Check each line of the material below, and copy it if it holds the string "React".

>> begin Data section

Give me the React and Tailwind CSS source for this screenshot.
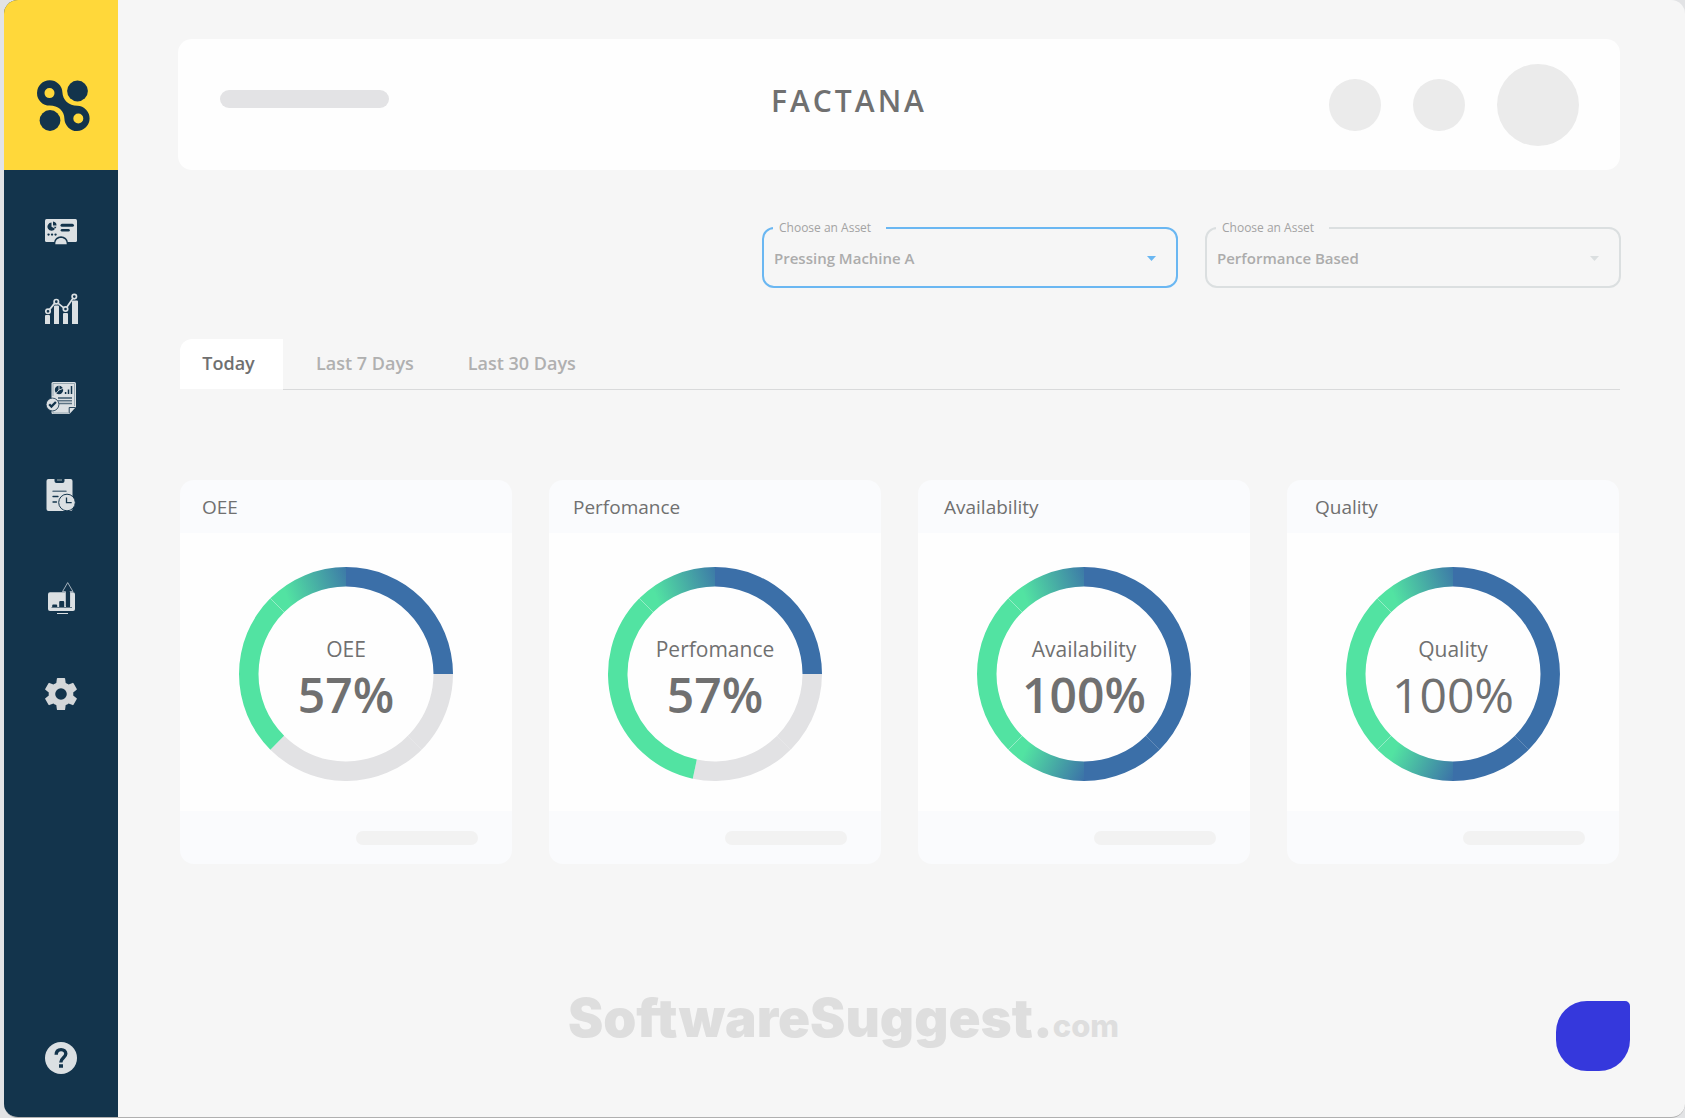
import React, { useState } from "react";

const NAVY = "#13344c";
const LIGHT = "#dbe0e3";

function Logo() {
  return (
    <svg viewBox="0 0 56 52" className="h-[52px] w-[56px]" aria-hidden="true">
      <g fill={NAVY}>
        <path
          fillRule="evenodd"
          d="M13.7 .2a12.7 12.7 0 0 1 12.7 12c.3 7.8 6.5 13.6 14.9 13.6a12.6 12.6 0 1 1-12.9 12.8c0-7.8-6.500-13-14.7-13A12.7 12.7 0 0 1 13.700 .2ZM13.500 8.100a5 5 0 1 0 0 10a5 5 0 0 0 0-10ZM42.300 33.500a5 5 0 1 0 0 10a5 5 0 0 0 0-10Z"
        />
        <circle cx="41.500" cy="11" r="10.400" />
        <circle cx="14" cy="40.500" r="10.400" />
      </g>
    </svg>
  );
}

function DashboardIcon() {
  return (
    <svg viewBox="0 0 32 32" className="size-8" aria-hidden="true">
      <path fill={LIGHT} d="M1.500 3h29Q32 3 32 4.500v20Q32 26 30.500 26h-29Q0 26 0 24.500v-20Q0 3 1.500 3Z" />
      <path fill={NAVY} d="M9.200 26a6.800 5.800 0 0 1 13.600 0v3H9.200Z" />
      <path fill={LIGHT} d="M10.300 28.200c0-4 2.300-6.200 5.700-6.200s5.700 2.200 5.700 6.200Z" />
      <path fill={NAVY} d="M6.500 6.600v4.200l3.600 2A4.100 4.100 0 1 1 6.500 6.600Z" />
      <path fill={NAVY} d="M8 5.600a3.900 3.900 0 0 1 3.500 3.900L8 9.600Z" />
      <path fill={NAVY} d="m8.300 10.700 3.100.1-.8 1.700Z" />
      <g stroke={NAVY} strokeLinecap="round" fill="none">
        <path strokeWidth="3" d="M17 9.300h10.400" />
        <path strokeWidth="2.600" d="M17 14.300h6.500" />
        <path strokeWidth="2.300" d="M3.500 18.600h.1M7 18.600h.1M10.500 18.600h.1" />
      </g>
    </svg>
  );
}

function TrendIcon() {
  return (
    <svg viewBox="0 0 33 32" className="h-8 w-[33px]" aria-hidden="true">
      <g fill={LIGHT}>
        <path d="M0 31v-8q0-1 1-1h3q1 0 1 1v8ZM9 31V13.500q0-1 1-1h3q1 0 1 1V31ZM18 31V21q0-1 1-1h3q1 0 1 1v10ZM27 31V8.500q0-1 1-1h4q1 0 1 1V31Z" />
      </g>
      <g fill="none" stroke={LIGHT} strokeWidth="1.700">
        <path d="m4.500 16.600 5.200-6.500M13.200 10.300l5.600 4.500M21.800 14.300l6.200-9" />
        <circle cx="3" cy="18.300" r="2.200" />
        <circle cx="11.300" cy="8.700" r="2.200" />
        <circle cx="20.500" cy="16" r="2.200" />
        <circle cx="29.300" cy="3.600" r="2.200" />
      </g>
    </svg>
  );
}

function ReportIcon() {
  return (
    <svg viewBox="0 0 32 32" className="size-8" aria-hidden="true">
      <path fill={LIGHT} d="M8 0h21.500Q31 0 31 1.500V25l-6.500 7H8q-1.500 0-1.500-1.500v-29Q6.500 0 8 0Z" />
      <path fill="none" stroke="#8799a5" strokeWidth=".8" d="M8 14V1.500h21.500V24M8 29.500V31h15" />
      <path fill="none" stroke={NAVY} strokeWidth=".9" d="M24.200 31.500v-6h6.300" />
      <circle cx="14" cy="8" r="4.200" fill={NAVY} />
      <path stroke={LIGHT} strokeWidth=".9" fill="none" d="M14 3.500V8l4.200-1.600M14 8l-3 3.300" />
      <path stroke={NAVY} strokeWidth="1.500" d="M20.600 12v-2M23.500 12V7.500M26.500 12V4" />
      <path stroke="#5c7384" strokeWidth="1.900" d="M13 16h14" />
      <path stroke="#5c7384" strokeWidth="1.500" d="M13 18.700h14M14 21.500h13" />
      <circle cx="7.500" cy="22.500" r="6.400" fill={LIGHT} stroke={NAVY} strokeWidth=".8" />
      <path fill="none" stroke={NAVY} strokeWidth="2.300" d="m4.200 22.300 2.200 2.200 4.500-4.500" />
    </svg>
  );
}

function ScheduleIcon() {
  return (
    <svg viewBox="0 0 32 32" className="size-8" aria-hidden="true">
      <path fill={LIGHT} d="M3.500 0h22Q27.500 0 27.500 2v28q0 2-2 2h-22q-2 0-2-2V2Q1.500 0 3.500 0Z" />
      <path fill={NAVY} d="M9.500 0h10v2q0 2-2 2h-6Q9.500 4 9.500 2Z" />
      <path stroke="#71868f" strokeWidth="1.500" d="M12 1h5" />
      <g stroke={NAVY} strokeLinecap="round">
        <path strokeWidth="1.500" d="M8 12.200h13" stroke="#5c7384" />
        <path strokeWidth="1.300" d="M8 17.500h5M8 23h3.500" />
      </g>
      <circle cx="22" cy="23.500" r="8.300" fill={LIGHT} stroke={NAVY} strokeWidth="1" />
      <path fill="none" stroke={NAVY} strokeWidth="1.300" d="M21.500 18.500v5.200h5.200" />
    </svg>
  );
}

function GrowthIcon() {
  return (
    <svg viewBox="0 0 32 32" className="size-8" aria-hidden="true">
      <rect x="3" y="10.300" width="27" height="18.700" rx="2" fill={LIGHT} />
      <path fill={NAVY} stroke="#b5c0c8" strokeWidth=".9" d="M20.500 24V9.600h-3L22.700.6l5.300 9h-3V24Z" />
      <path fill={NAVY} d="M7.200 25v-1.500q0-1 1-1h3q1 0 1 1V25ZM14.200 25v-5q0-1 1-1h3q1 0 1 1v5ZM21 25V10h4v15Z" />
      <path stroke="#647a89" strokeWidth="1" d="M6.500 25.500h20.500" />
      <path stroke={LIGHT} strokeWidth="1" d="M12 31.500h11" />
    </svg>
  );
}

function GearIcon() {
  return (
    <svg viewBox="0 0 32 32" className="size-8" aria-hidden="true">
      <path
        fill="#d4d7d9"
        fillRule="evenodd"
        d="M12.600 0h6.800q.6 0 .7.600l.6 4.300q1.600.6 2.900 1.600l4-1.600q.6-.2.900.3l3.300 5.700q.3.500-.2.900l-3.400 2.600q.2 1.600 0 3.200l3.400 2.600q.5.400.2.900l-3.300 5.700q-.3.500-.9.300l-4-1.600q-1.300 1-2.900 1.600l-.6 4.300q-.1.600-.7.600h-6.800q-.6 0-.7-.6l-.6-4.300q-1.600-.6-2.900-1.600l-4 1.600q-.6.200-.9-.3L.2 21.100q-.3-.5.200-.9l3.400-2.600q-.2-1.600 0-3.200L.4 11.800q-.5-.4-.2-.9l3.300-5.700q.3-.5.900-.3l4 1.600q1.300-1 2.900-1.600l.6-4.300q.1-.6.700-.6ZM16 10.200a5.800 5.800 0 1 0 0 11.600a5.800 5.800 0 0 0 0-11.600Z"
      />
    </svg>
  );
}

function HelpIcon() {
  return (
    <svg viewBox="0 0 32 32" className="size-8" aria-hidden="true">
      <circle cx="16" cy="16" r="16" fill={LIGHT} />
      <path fill="none" stroke={NAVY} strokeWidth="3.400" d="M11.200 12.800c0-3.300 2-5.200 4.900-5.200c2.800 0 4.700 1.700 4.700 4.200c0 3.900-5 4.300-5 8.700" />
      <path fill={NAVY} d="M14 22.200h4v3.500h-4Z" />
    </svg>
  );
}

const NAV = [
  { label: "Dashboard", Icon: DashboardIcon, gap: "mt-[46px]" },
  { label: "Trends", Icon: TrendIcon, gap: "mt-[45px]" },
  { label: "Reports", Icon: ReportIcon, gap: "mt-[57px]" },
  { label: "Schedule", Icon: ScheduleIcon, gap: "mt-[65px]" },
  { label: "Growth", Icon: GrowthIcon, gap: "mt-[71px]" },
  { label: "Settings", Icon: GearIcon, gap: "mt-[64px]" },
];

function Sidebar() {
  return (
    <aside className="flex w-[114px] shrink-0 flex-col items-center bg-[#13344c]">
      <div className="flex h-[170px] w-full items-end justify-center bg-[#ffd83a] pb-[38px] pl-[6px]">
        <Logo />
      </div>
      <nav className="flex flex-1 flex-col items-center">
        {NAV.map(({ label, Icon, gap }) => (
          <button key={label} type="button" aria-label={label} className={gap}>
            <Icon />
          </button>
        ))}
      </nav>
      <button type="button" aria-label="Help" className="mb-[43px]">
        <HelpIcon />
      </button>
    </aside>
  );
}

function Header() {
  return (
    <header className="mr-px flex h-[131px] items-center justify-between rounded-[14px] bg-[#fefefe] pr-[41px] pl-[42px]">
      <div className="mb-3 h-[18px] w-[169px] rounded-full bg-[#e3e3e5]" />
      <h1 className="mr-5 mb-2 text-[30px] leading-10 font-semibold tracking-widest text-[#707070]">FACTANA</h1>
      <div className="flex items-center gap-8">
        <div className="size-[52px] rounded-full bg-[#ebebeb]" />
        <div className="size-[52px] rounded-full bg-[#ebebeb]" />
        <div className="size-[82px] rounded-full bg-[#ebebeb]" />
      </div>
    </header>
  );
}

function AssetSelect({ id, value, active }) {
  return (
    <fieldset
      className={`h-[68px] w-[416px] min-w-0 rounded-[12px] border-2 pl-[9px] ${active ? "border-[#6ab7f2]" : "border-[#dbdfe0]"}`}
    >
      <legend className="w-[113px] pl-[6px] text-[12px] leading-4 text-[#a3a3a3]">
        <label htmlFor={id}>Choose an Asset</label>
      </legend>
      <div className="flex items-center pr-5">
        <select
          id={id}
          defaultValue={value}
          className="h-11 flex-1 appearance-none bg-transparent pl-px text-[15px] font-semibold text-[#acacac] outline-none"
        >
          <option>{value}</option>
        </select>
        <svg viewBox="0 0 9 5" className={`h-[5px] w-[9px] ${active ? "text-[#6ab7f2]" : "text-[#dbdfe0]"}`} aria-hidden="true">
          <path d="M0 0h9L4.500 5Z" fill="currentColor" />
        </svg>
      </div>
    </fieldset>
  );
}

function Tabs() {
  const [tab, setTab] = useState("Today");
  const rest = ["Last 7 Days", "Last 30 Days"];
  const look = (name) => (tab === name ? "text-[#707070]" : "text-[#b0b0b0]");
  return (
    <div role="tablist" className="mt-[51px] mr-px flex items-start pl-[2px] text-[18px] font-semibold">
      <button
        type="button"
        role="tab"
        aria-selected={tab === "Today"}
        onClick={() => setTab("Today")}
        className={`h-[50px] w-[103px] rounded-tl-[12px] bg-white pr-[6px] pb-[2px] ${look("Today")}`}
      >
        Today
      </button>
      <div className="flex h-[51px] flex-1 gap-[54px] border-b border-[#d9dadb] pl-[33px]">
        {rest.map((name) => (
          <button
            key={name}
            type="button"
            role="tab"
            aria-selected={tab === name}
            onClick={() => setTab(name)}
            className={`pb-[2px] ${look(name)}`}
          >
            {name}
          </button>
        ))}
      </div>
    </div>
  );
}

const GREEN = "#52e3a2";
const BLUE = "#3b6fa8";
const GREY = "#e2e2e4";

function point(radius, degrees) {
  const a = (degrees * Math.PI) / 180;
  return `${(107 + radius * Math.sin(a)).toFixed(2)} ${(107 - radius * Math.cos(a)).toFixed(2)}`;
}

function arc(from, to) {
  const large = to - from > 180 ? 1 : 0;
  return `M${point(107, from)}A107 107 0 ${large} 1 ${point(107, to)}L${point(87.5, to)}A87.500 87.500 0 ${large} 0 ${point(87.5, from)}Z`;
}

function Ring({ id, full, greenFrom }) {
  return (
    <svg viewBox="0 0 214 214" className="col-start-1 row-start-1 size-[214px]" aria-hidden="true">
      <defs>
        <linearGradient id={`${id}-top`} gradientUnits="userSpaceOnUse" x1="48" y1="30" x2="116" y2="6">
          <stop offset="0" stopColor={GREEN} />
          <stop offset="1" stopColor={BLUE} />
        </linearGradient>
        <linearGradient id={`${id}-bottom`} gradientUnits="userSpaceOnUse" x1="48" y1="184" x2="108" y2="214">
          <stop offset="0" stopColor={GREEN} />
          <stop offset="1" stopColor={BLUE} />
        </linearGradient>
      </defs>
      <path d={arc(0, full ? 180 : 90)} fill={BLUE} />
      {full ? (
        <path d={arc(180, 225)} fill={`url(#${id}-bottom)`} />
      ) : (
        <path d={arc(90, greenFrom)} fill={GREY} />
      )}
      <path d={arc(greenFrom, 315)} fill={GREEN} />
      <path d={arc(315, 360)} fill={`url(#${id}-top)`} />
      <g stroke="#fff" strokeOpacity=".4" strokeWidth=".5">
        <path d={`M${point(87.5, 315)}L${point(107, 315)}`} />
        <path d={`M${point(87.5, 135)}L${point(107, 135)}`} />
        <path d={`M${point(87.5, 225)}L${point(107, 225)}`} strokeOpacity={full ? ".4" : "0"} />
      </g>
    </svg>
  );
}

const METRICS = [
  { name: "OEE", value: "57%", full: false, greenFrom: 225, pad: "pl-[22px]", weight: "font-semibold" },
  { name: "Perfomance", value: "57%", full: false, greenFrom: 192, pad: "pl-6", weight: "font-semibold" },
  { name: "Availability", value: "100%", full: true, greenFrom: 225, pad: "pl-[26px]", weight: "font-semibold" },
  { name: "Quality", value: "100%", full: true, greenFrom: 225, pad: "pl-7", weight: "font-normal" },
];

function MetricCard({ name, value, full, greenFrom, pad, weight }) {
  return (
    <article className="overflow-hidden rounded-[14px] bg-[#fafbfd] text-[#707070]">
      <h2 className={`flex h-[53px] items-center pt-[2px] text-[19px] ${pad}`}>{name}</h2>
      <div className="grid h-[278px] place-items-center bg-[#fefefe] pt-1">
        <Ring id={name} full={full} greenFrom={greenFrom} />
        <div className="col-start-1 row-start-1 flex flex-col items-center pt-[14px]">
          <span className="text-[21px] leading-7">{name}</span>
          <span className={`text-[48px] leading-[64px] ${weight}`}>{value}</span>
        </div>
      </div>
      <div className="flex h-[53px] items-center justify-end pr-[34px]">
        <div className="h-[14px] w-[122px] rounded-full bg-[#f2f2f2]" />
      </div>
    </article>
  );
}

export default function App() {
  return (
    <div className="min-h-screen bg-[#e2e3e5] pl-1 font-['Open_Sans','Noto_Sans',sans-serif]">
      <div className="relative flex min-h-screen overflow-hidden rounded-[14px] border-b border-[#b0b0b0] bg-[#f6f6f6]">
        <Sidebar />
        <main className="min-w-0 flex-1 pt-[39px] pr-16 pl-[60px]">
          <Header />
          <div className="mt-[50px] flex justify-end gap-[27px]">
            <AssetSelect id="asset" value="Pressing Machine A" active />
            <AssetSelect id="basis" value="Performance Based" />
          </div>
          <Tabs />
          <section className="mt-[90px] mr-[2px] grid grid-cols-4 gap-[37px] pl-[2px]">
            {METRICS.map((m) => (
              <MetricCard key={m.name} {...m} />
            ))}
          </section>
          <p className="mt-[122px] mr-[112px] text-center font-['Inter',sans-serif] text-[53px] leading-[64px] font-black text-[#dedede]">
            SoftwareSuggest.<span className="text-[31px] font-extrabold">com</span>
          </p>
        </main>
        <button
          type="button"
          aria-label="Open chat"
          className="absolute right-[55px] bottom-[46px] h-[70px] w-[74px] rounded-[31px] rounded-tr-[5px] bg-[#3538dc]"
        />
      </div>
    </div>
  );
}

>> end Data section

Worked answer —
Give me the React and Tailwind CSS source for this screenshot.
import React, { useState } from "react";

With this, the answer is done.